Underlying the theological and organizational considerations, however, is the dark warning that the temptation to use a position, any position--vice-principal, vice-president, assistant, department director--to wrest authority away from the center or to promote our own careers by undermining the legitimate leader in order to make ourselves look good, is a sin against community. It uses a group for personal gain instead of for the good of the group. It is the story of a Rasputin or a Lucretia Borgia. It is a grasp at power for its own sake. It corrodes what we say we support. It eats like acid at anything in us that we say is real. It is cheap popularity and expensive advancement because, eventually, it will destroy what we say we value, the very community for which we are responsible.

If these subprioresses or priors are found to have serious faults, or are led astray by conceit and grow proud, or show open contempt for the holy rule, they are to be warned verbally as many as four times. If they do not amend, they are to be punished as required by the discipline of the rule. Then, if they still do not reform they are to be deposed from the rank of subprioress or prior and replaced by someone worthy. If after all that, they are not peaceful and obedient members of the community, they should even be expelled from the monastery. Yet the abbot or prioress should reflect that they must give God an account of all their judgments, lest the flames of jealousy or rivalry sear their soul.
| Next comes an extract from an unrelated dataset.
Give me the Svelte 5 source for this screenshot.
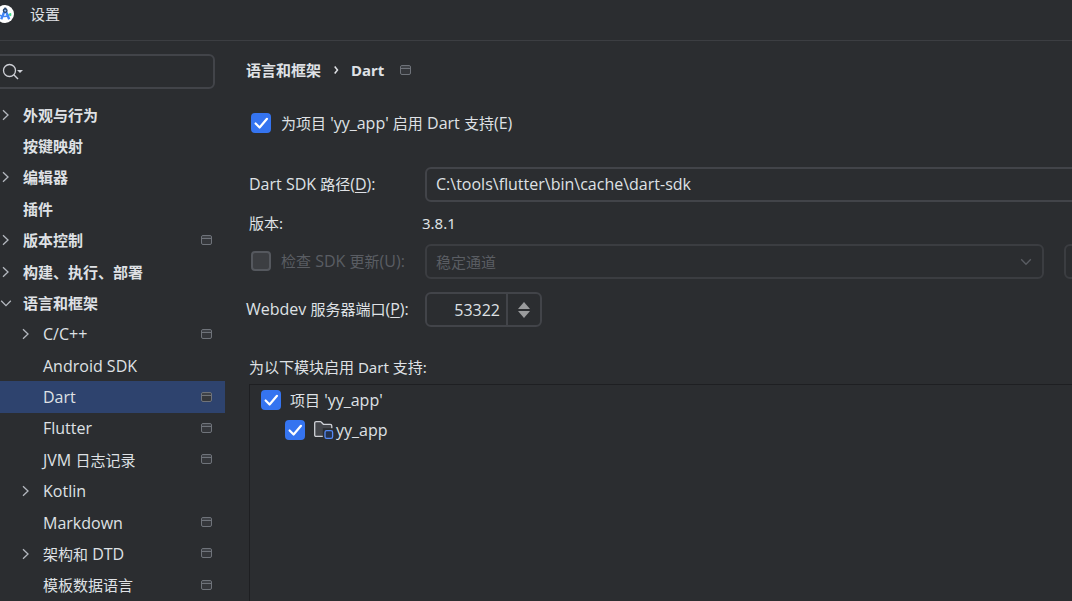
<script>
  let search = $state('');
  let selected = $state('Dart');
  let enableDart = $state(true);
  let checkUpdates = $state(false);
  let sdkPath = $state('C:\\tools\\flutter\\bin\\cache\\dart-sdk');
  let channel = $state('stable');
  let port = $state('53322');
  let projectEnabled = $state(true);
  let moduleEnabled = $state(true);

  const items = [
    { name: '外观与行为', level: 0, arrow: 'right' },
    { name: '按键映射', level: 0 },
    { name: '编辑器', level: 0, arrow: 'right' },
    { name: '插件', level: 0 },
    { name: '版本控制', level: 0, arrow: 'right', project: true },
    { name: '构建、执行、部署', level: 0, arrow: 'right' },
    { name: '语言和框架', level: 0, arrow: 'down' },
    { name: 'C/C++', level: 1, arrow: 'right', project: true },
    { name: 'Android SDK', level: 1 },
    { name: 'Dart', level: 1, project: true },
    { name: 'Flutter', level: 1, project: true },
    { name: 'JVM 日志记录', level: 1, project: true },
    { name: 'Kotlin', level: 1, arrow: 'right' },
    { name: 'Markdown', level: 1, project: true },
    { name: '架构和 DTD', level: 1, arrow: 'right', project: true },
    { name: '模板数据语言', level: 1, project: true },
  ];

  // Splits a label into Latin and Chinese runs, Latin ones at odd indexes
  function runs(text) {
    return text.split(/([\x20-\x7e]+)/);
  }

  function select(event, name) {
    event.preventDefault();
    selected = name;
  }

  function step(delta) {
    port = String(Number(port) + delta);
  }
</script>

{#snippet mixed(text)}
  {#each runs(text) as run, i}{#if i % 2}<span class="latin">{run}</span>{:else}{run}{/if}{/each}
{/snippet}

{#snippet projectIcon()}
  <svg class="project-icon" width="12" height="11" viewBox="0 0 12 11" fill="none" stroke="#6f737a">
    <rect x="0.5" y="0.5" width="10" height="9" rx="1.5" fill="#35373b" />
    <path d="M1 3.5h9" />
    <path d="M1.5 2h8" stroke="#4b4e54" />
  </svg>
{/snippet}

{#snippet tick()}
  <svg class="tick" width="20" height="20" viewBox="0 0 20 20" fill="none">
    <path d="M4.6 10.5l4 4L16 5.8" stroke="#fff" stroke-width="2.2" stroke-linecap="round" stroke-linejoin="round" />
  </svg>
{/snippet}

<div class="window">
  <header class="titlebar">
    <svg class="logo" width="18" height="18" viewBox="0 0 18 18">
      <circle cx="9" cy="9" r="9" fill="#fff" />
      <path d="M12.6 9.4l2.2-1v2.4z" fill="#3ddc84" stroke="#3ddc84" />
      <path d="M8.6 6L5.2 14.2M9.8 6l3.4 8.2" stroke="#4285f4" stroke-width="2.4" fill="none" />
      <path d="M3.6 10.2q5 2.6 9.6 0" stroke="#4285f4" stroke-width="1.6" fill="none" />
      <circle cx="9.2" cy="5.6" r="1.8" fill="#8fb6f0" stroke="#27456b" stroke-width="1.3" />
      <path d="M8.2 2.6h2v1.8h-2z" fill="#27456b" />
    </svg>
    <span>设置</span>
  </header>

  <div class="body">
    <aside class="sidebar">
      <div class="search">
        <svg width="22" height="18" viewBox="0 0 22 18" fill="none">
          <circle cx="7.5" cy="7.5" r="6" stroke="#ced0d6" stroke-width="1.3" />
          <path d="M11.8 11.8l4.2 4.2" stroke="#ced0d6" stroke-width="1.4" />
          <path d="M15 7h6l-3 3z" fill="#ced0d6" />
        </svg>
        <input type="text" aria-label="搜索" bind:value={search} />
      </div>

      <ul class="tree">
        {#each items as item}
          <li>
            <a
              href="#settings"
              class="item"
              class:top={item.level === 0}
              class:child={item.level === 1}
              class:selected={selected === item.name}
              onclick={(e) => select(e, item.name)}
            >
              <span class="arrow">
                {#if item.arrow}
                  <svg width="12" height="12" viewBox="0 0 12 12" fill="none" stroke="#b4b8bf" stroke-width="1.3">
                    {#if item.arrow === 'right'}
                      <path d="M3 1.3l5 4.7-5 4.7" />
                    {:else}
                      <path d="M1.2 3.8L6 8.6l4.8-4.8" />
                    {/if}
                  </svg>
                {/if}
              </span>
              <span class="name">{@render mixed(item.name)}</span>
              {#if item.project}
                {@render projectIcon()}
              {/if}
            </a>
          </li>
        {/each}
      </ul>
    </aside>

    <main class="content">
      <h1 class="breadcrumb">
        <span>语言和框架</span>
        <svg width="6" height="10" viewBox="0 0 6 10" fill="none" stroke="#dfe1e5" stroke-width="1.5">
          <path d="M1.7 1.5L4.5 5 1.7 8.5" />
        </svg>
        <span>Dart</span>
        {@render projectIcon()}
      </h1>

      <label class="check-row enable">
        <span class="check">
          <input type="checkbox" bind:checked={enableDart} />
          {@render tick()}
        </span>
        <span>{@render mixed("为项目 'yy_app' 启用 Dart 支持(E)")}</span>
      </label>

      <div class="form">
        <label class="label" for="sdk">{@render mixed('Dart SDK 路径')}<span class="latin">(<u>D</u>):</span></label>
        <input id="sdk" class="control path latin" type="text" bind:value={sdkPath} />

        <span class="label">版本:</span>
        <span>3.8.1</span>

        <label class="check-row disabled">
          <span class="check">
            <input type="checkbox" disabled bind:checked={checkUpdates} />
            {@render tick()}
          </span>
          <span>{@render mixed('检查 SDK 更新(U):')}</span>
        </label>
        <div class="channel">
          <div class="select">
            <select class="control" aria-label="通道" disabled bind:value={channel}>
              <option value="stable">稳定通道</option>
            </select>
            <svg width="12" height="8" viewBox="0 0 12 8" fill="none" stroke="#5a5d63" stroke-width="1.3">
              <path d="M1.2 1.3L6 6.2l4.8-4.9" />
            </svg>
          </div>
          <button class="control check-now" aria-label="立即检查" disabled></button>
        </div>

        <label for="port">{@render mixed('Webdev 服务器端口')}<span class="latin">(<u>P</u>):</span></label>
        <div class="control spinner">
          <input id="port" class="latin" type="text" bind:value={port} />
          <div class="steps">
            <button aria-label="增加" onclick={() => step(1)}>
              <svg width="12" height="7" viewBox="0 0 12 7"><path d="M0 7l6-7 6 7z" fill="#9a9b9d" /></svg>
            </button>
            <button aria-label="减少" onclick={() => step(-1)}>
              <svg width="12" height="7" viewBox="0 0 12 7"><path d="M0 0l6 7 6-7z" fill="#9a9b9d" /></svg>
            </button>
          </div>
        </div>
      </div>

      <h2 class="modules-title">为以下模块启用 Dart 支持:</h2>
      <div class="modules">
        <label class="module">
          <span class="check">
            <input type="checkbox" bind:checked={projectEnabled} />
            {@render tick()}
          </span>
          <span>{@render mixed("项目 'yy_app'")}</span>
        </label>
        <label class="module nested">
          <span class="check">
            <input type="checkbox" bind:checked={moduleEnabled} />
            {@render tick()}
          </span>
          <span class="folder latin">
            <svg width="20" height="18" viewBox="0 0 20 18" fill="none">
              <path
                d="M9.5 15.4H2.2Q.7 15.4.7 13.9V2.2Q.7.7 2.2.7h4.2q.6 0 1 .5l2 2.1h6.8q1.6 0 1.6 1.6v3.6"
                fill="#43454a"
                stroke="#ced0d6"
                stroke-width="1.3"
              />
              <rect x="8.8" y="7.2" width="11" height="10.8" fill="#2b2d30" />
              <rect x="11" y="9.7" width="7.6" height="7.6" rx="1.6" fill="#25324d" stroke="#548af7" stroke-width="1.3" />
            </svg>
            yy_app
          </span>
        </label>
      </div>
    </main>
  </div>
</div>

<style>
  :global(body) {
    background: #2b2d30;
  }

  .window {
    display: flex;
    flex-direction: column;
    min-height: 100vh;
    overflow: hidden;
    background: #2b2d30;
    color: #dfe1e5;
    font-family: 'Noto Sans', 'Noto Sans CJK SC', sans-serif;
    font-size: 15px;
    line-height: 20px;
  }

  .window * {
    box-sizing: border-box;
  }

  svg {
    display: block;
    flex: none;
  }

  input,
  select,
  button {
    margin: 0;
    color: inherit;
    font: inherit;
  }

  .latin {
    font-family: 'Open Sans', sans-serif;
    font-size: 16px;
  }

  .titlebar {
    display: flex;
    align-items: center;
    gap: 16px;
    height: 41px;
    padding-bottom: 12px;
    border-bottom: 1px solid #3c3e42;
  }

  .logo {
    margin-left: -4px;
  }

  .body {
    display: flex;
    flex: 1;
  }

  /* Settings tree */
  .sidebar {
    display: flex;
    flex-direction: column;
    flex: none;
    width: 225px;
    padding-top: 13px;
  }

  .search {
    display: flex;
    align-items: center;
    height: 35px;
    margin: 0 10px 10px -8px;
    padding-left: 8px;
    border: 2px solid #424449;
    border-radius: 6px;
  }

  .search input {
    flex: 1;
    min-width: 0;
    border: 0;
    outline: 0;
    background: none;
  }

  .tree {
    display: grid;
    flex: 1;
    grid-auto-rows: 1fr;
    margin: 0;
    padding: 0;
    list-style: none;
  }

  .item {
    display: flex;
    align-items: center;
    gap: 11px;
    height: 100%;
    padding-right: 12px;
    color: inherit;
    text-decoration: none;
  }

  .top {
    font-weight: 700;
  }

  .child {
    padding-left: 20px;
  }

  .selected {
    background: #2e436e;
  }

  .arrow {
    flex: none;
    width: 12px;
  }

  .name {
    flex: 1;
    white-space: nowrap;
  }

  /* Dart page */
  .content {
    display: flex;
    flex: 1;
    flex-direction: column;
    min-width: 0;
    padding-left: 21px;
  }

  .breadcrumb {
    display: flex;
    align-items: center;
    gap: 12px;
    height: 58px;
    margin: 0;
    font-size: 15px;
    font-weight: 700;
  }

  .breadcrumb .project-icon {
    margin-left: 4px;
  }

  .check-row {
    display: flex;
    align-items: center;
    gap: 10px;
    padding-left: 5px;
    white-space: nowrap;
  }

  .enable {
    height: 48px;
    margin-bottom: 17px;
  }

  .disabled {
    color: #5a5d63;
  }

  .check {
    position: relative;
    flex: none;
    width: 20px;
    height: 20px;
  }

  .check input {
    display: block;
    width: 20px;
    height: 20px;
    border: 2px solid #5a5d63;
    border-radius: 4px;
    appearance: none;
  }

  .check input:checked {
    border-color: #3574f0;
    background: #3574f0;
  }

  .check input:disabled {
    border-color: #55585e;
    background: #3c3e42;
  }

  .tick {
    position: absolute;
    inset: 0;
    pointer-events: none;
  }

  input:not(:checked) + .tick {
    display: none;
  }

  .form {
    display: grid;
    grid-template-columns: 176px 1fr;
    grid-template-rows: 41px 36px 41px 55px;
    align-items: center;
    white-space: nowrap;
  }

  .form > label {
    padding-bottom: 2px;
  }

  .label {
    padding-left: 3px;
  }

  u {
    text-underline-offset: 2px;
  }

  .control {
    height: 35px;
    margin: 3px;
    border: 2px solid #424449;
    border-radius: 6px;
    background: none;
  }

  .path {
    min-width: 0;
    margin-right: -8px;
    padding: 0 9px 2px;
    outline: 0;
  }

  .channel {
    display: flex;
    min-width: 0;
  }

  .select {
    position: relative;
    display: flex;
    flex: 1;
  }

  .select select {
    flex: 1;
    padding: 0 9px;
    border-color: #3b3d41;
    color: #5a5d63;
    opacity: 1;
    appearance: none;
  }

  .select svg {
    position: absolute;
    top: 17px;
    right: 15px;
    pointer-events: none;
  }

  .check-now {
    flex: none;
    width: 40px;
    margin-right: -32px;
    margin-left: 17px;
    border-color: #3b3d41;
  }

  .spinner {
    display: flex;
    width: 117px;
  }

  .spinner input {
    flex: 1;
    min-width: 0;
    padding: 0 6px;
    border: 0;
    outline: 0;
    background: none;
    text-align: right;
  }

  .steps {
    display: flex;
    flex-direction: column;
    align-items: center;
    justify-content: center;
    gap: 2px;
    width: 34px;
    border-left: 2px solid #424449;
  }

  .steps button {
    padding: 0;
    border: 0;
    background: none;
  }

  .modules-title {
    margin: 0;
    padding: 20px 3px 7px;
    font-size: 15px;
    font-weight: 400;
  }

  .modules {
    flex: 1;
    margin-left: 3px;
    border-top: 1px solid #1e1f22;
    border-left: 1px solid #1e1f22;
  }

  .module {
    display: flex;
    align-items: center;
    gap: 9px;
    height: 30px;
    padding-left: 11px;
  }

  .nested {
    padding-left: 35px;
  }

  .folder {
    display: flex;
    align-items: center;
    gap: 2px;
  }
</style>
The Tao Te Ching teaches: "Shape clay into a vessel; It is the space within that makes it useful." Every group has a distinct structure and history but without a single driving spirit,it may lack the heart to make a common impact. In Benedictine spirituality the abbot and prioress are the center of the community. They are the one voice, the one light, the one heart that the entire community can trust to act always in its true and total interest. In every group, in fact, it is that inspiriting space within that gives it energy. Destroy the axis, stop the heart, collapse the core of a world and the world shrivels or shatters or disintegrates in space. That's what rivalry between the leaders of a group does to a community. That's what divergence between husband and wife does to the family. That's what tension between idols does to a world. Benedictine spirituality sees the community as something to mold us, not something to be used for the interests and vanity and power struggles of a few. It is a life dedicated to the spirit, not enmeshed in the agendas of the political. Where the authority of the abbot or prioress is constantly contested, routinely ignored, mockingly ridiculed or sharply questioned, then the eye of the soul is taken off of the Center of the life and shifted instead to the multiple minor agendas of its members. At that moment, the mystical dimension of the community turns into just one more arm wrestling match among contenders. At that point, the Rule says, get rid of the people who lower the purpose of the group to the level of the mundane, making light of the great enterprise of life and diminishing its energy.

It is good advice in any human endeavor whose higher purpose is being fed to the appetites of the immature and the selfish to rid itself of those who have given over the lode star of the group to a lesser direction.